→ **Provided material**:
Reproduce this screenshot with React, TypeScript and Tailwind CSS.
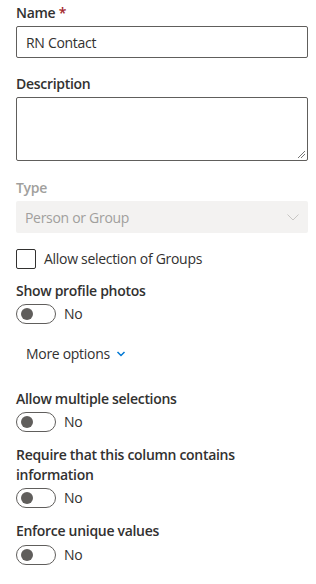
import React from 'react';

const font = { fontFamily: '"Segoe UI", "Open Sans", "Liberation Sans", sans-serif' };

function Label({ children, disabled, className = '' }: { children: React.ReactNode; disabled?: boolean; className?: string }) {
  return (
    <div className={`text-[14px] leading-[20px] font-semibold tracking-[-0.3px] ${disabled ? 'text-[#a19f9d]' : 'text-[#323130]'} ${className}`}>
      {children}
    </div>
  );
}

function Toggle({ className = '' }: { className?: string }) {
  return (
    <div className={`flex items-center ${className}`}>
      <div className="w-[40px] h-[20px] rounded-full border border-[#605e5c] flex items-center px-[4px] bg-white">
        <div className="w-[12px] h-[12px] rounded-full bg-[#605e5c]" />
      </div>
      <span className="ml-[8px] text-[14px] leading-[20px] text-[#323130]">No</span>
    </div>
  );
}

export default function App() {
  return (
    <div className="w-[316px] h-[584px] bg-white px-[16px] pr-[8px] overflow-hidden tracking-[-0.3px]" style={font}>
      <Label className="pt-[3px]">
        Name <span className="text-[#a4262c]">*</span>
      </Label>
      <div className="mt-[3px] h-[32px] border border-[#605e5c] rounded-[2px] flex items-center px-[9px] text-[14px] text-[#323130]">
        RN Contact
      </div>

      <Label className="mt-[16px]">Description</Label>
      <div className="relative mt-[3px] h-[64px] border border-[#605e5c] rounded-[2px]">
        <svg className="absolute right-[1px] bottom-[1px]" width="10" height="10" viewBox="0 0 10 10">
          <path d="M9 2 L2 9 M9 5 L5 9" stroke="#767676" strokeWidth="1" />
        </svg>
      </div>

      <Label disabled className="mt-[17px]">Type</Label>
      <div className="mt-[3px] h-[32px] bg-[#f3f2f1] rounded-[2px] flex items-center justify-between pl-[9px] pr-[8px] text-[14px] text-[#a19f9d]">
        <span>Person or Group</span>
        <svg width="14" height="10" viewBox="0 0 14 10">
          <path d="M1.5 2.5 L7 8 L12.5 2.5" fill="none" stroke="#c8c6c4" strokeWidth="1" />
        </svg>
      </div>

      <div className="mt-[16px] flex items-center">
        <div className="w-[20px] h-[20px] border border-[#323130] rounded-[2px]" />
        <span className="ml-[8px] text-[14px] leading-[20px] text-[#323130]">Allow selection of Groups</span>
      </div>

      <Label className="mt-[12px]">Show profile photos</Label>
      <Toggle className="mt-[3px]" />

      <div className="mt-[20px] ml-[10px] flex items-center text-[14px] leading-[20px] text-[#323130]">
        <span>More options</span>
        <svg className="ml-[6px]" width="10" height="10" viewBox="0 0 10 10">
          <path d="M1.5 3 L5 6.5 L8.5 3" fill="none" stroke="#0078d4" strokeWidth="1.5" />
        </svg>
      </div>

      <Label className="mt-[25px]">Allow multiple selections</Label>
      <Toggle className="mt-[3px]" />

      <Label className="mt-[13px] pr-[40px]">Require that this column contains information</Label>
      <Toggle className="mt-[3px]" />

      <Label className="mt-[13px]">Enforce unique values</Label>
      <Toggle className="mt-[4px]" />
    </div>
  );
}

→ **Brief**: Quote the data above in full and without alteration; skip the pictures.

→ **The solution**:
Reproduce this screenshot with React, TypeScript and Tailwind CSS.
import React from 'react';

const font = { fontFamily: '"Segoe UI", "Open Sans", "Liberation Sans", sans-serif' };

function Label({ children, disabled, className = '' }: { children: React.ReactNode; disabled?: boolean; className?: string }) {
  return (
    <div className={`text-[14px] leading-[20px] font-semibold tracking-[-0.3px] ${disabled ? 'text-[#a19f9d]' : 'text-[#323130]'} ${className}`}>
      {children}
    </div>
  );
}

function Toggle({ className = '' }: { className?: string }) {
  return (
    <div className={`flex items-center ${className}`}>
      <div className="w-[40px] h-[20px] rounded-full border border-[#605e5c] flex items-center px-[4px] bg-white">
        <div className="w-[12px] h-[12px] rounded-full bg-[#605e5c]" />
      </div>
      <span className="ml-[8px] text-[14px] leading-[20px] text-[#323130]">No</span>
    </div>
  );
}

export default function App() {
  return (
    <div className="w-[316px] h-[584px] bg-white px-[16px] pr-[8px] overflow-hidden tracking-[-0.3px]" style={font}>
      <Label className="pt-[3px]">
        Name <span className="text-[#a4262c]">*</span>
      </Label>
      <div className="mt-[3px] h-[32px] border border-[#605e5c] rounded-[2px] flex items-center px-[9px] text-[14px] text-[#323130]">
        RN Contact
      </div>

      <Label className="mt-[16px]">Description</Label>
      <div className="relative mt-[3px] h-[64px] border border-[#605e5c] rounded-[2px]">
        <svg className="absolute right-[1px] bottom-[1px]" width="10" height="10" viewBox="0 0 10 10">
          <path d="M9 2 L2 9 M9 5 L5 9" stroke="#767676" strokeWidth="1" />
        </svg>
      </div>

      <Label disabled className="mt-[17px]">Type</Label>
      <div className="mt-[3px] h-[32px] bg-[#f3f2f1] rounded-[2px] flex items-center justify-between pl-[9px] pr-[8px] text-[14px] text-[#a19f9d]">
        <span>Person or Group</span>
        <svg width="14" height="10" viewBox="0 0 14 10">
          <path d="M1.5 2.5 L7 8 L12.5 2.5" fill="none" stroke="#c8c6c4" strokeWidth="1" />
        </svg>
      </div>

      <div className="mt-[16px] flex items-center">
        <div className="w-[20px] h-[20px] border border-[#323130] rounded-[2px]" />
        <span className="ml-[8px] text-[14px] leading-[20px] text-[#323130]">Allow selection of Groups</span>
      </div>

      <Label className="mt-[12px]">Show profile photos</Label>
      <Toggle className="mt-[3px]" />

      <div className="mt-[20px] ml-[10px] flex items-center text-[14px] leading-[20px] text-[#323130]">
        <span>More options</span>
        <svg className="ml-[6px]" width="10" height="10" viewBox="0 0 10 10">
          <path d="M1.5 3 L5 6.5 L8.5 3" fill="none" stroke="#0078d4" strokeWidth="1.5" />
        </svg>
      </div>

      <Label className="mt-[25px]">Allow multiple selections</Label>
      <Toggle className="mt-[3px]" />

      <Label className="mt-[13px] pr-[40px]">Require that this column contains information</Label>
      <Toggle className="mt-[3px]" />

      <Label className="mt-[13px]">Enforce unique values</Label>
      <Toggle className="mt-[4px]" />
    </div>
  );
}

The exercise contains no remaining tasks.